近代工業は、生産の技術的基礎とともに労働者の機能や労働過程の社会的結合をも絶えず変革する。したがってまた、それは社会のなかでの分業に絶えず変革し、大量の資本と労働力の大群とを、一つの生産部門から他の生産部門へと絶えまなく投げ出し投げ入れる。したがって、大工業の本性は、労働を転換、機能を流動、労働者の全面的可動性を必然的にする。

むしろ、それは、資本主義それ自体が生み出した「労働者の全面的可動性」をいわば逆手に取ったものなのです。

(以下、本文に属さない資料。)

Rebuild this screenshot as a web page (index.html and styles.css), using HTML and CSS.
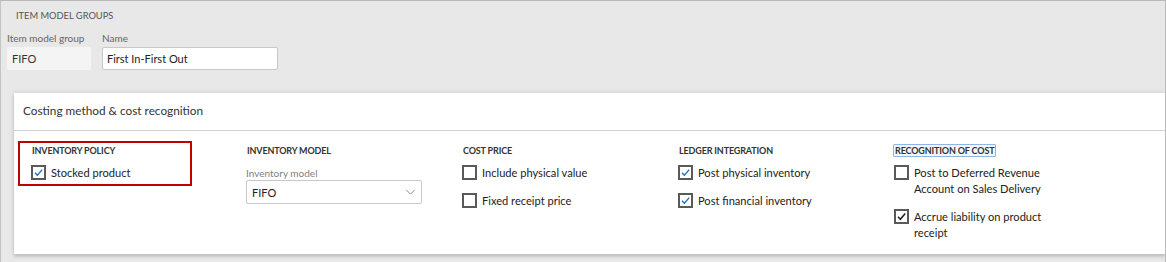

大工業の資本主義的な形態は、労働する諸個人に多面的な機能の担い手となり、資本の都合に応じてその機能を代わる代わる果たすことを強制します。資本の勝手な都合によって、あの部面からこの部面へと追い回される不安定な生活の中で否応なく身につけさせられた多面的機能を、個々バラバラにではなく、トータルに、つまりアソシエイトした主体として、発揮することが資本主義乗り越えのカギです。勿論、それでもなお、全面的に可動的な労働者から「全体的に発達した諸個人」への転化は、確かに困難を伴うでしょう。しかし、百木氏のように、「全体的に発達した諸個人」を、無前提に出現することが根拠もなく期待されているに過ぎないものと見てしまえば、この転化の困難さや障害が具体的にどのような内容を持つのかすら理解できないことになるでしょう。そして、実際に百木氏はそれを理解していないのです。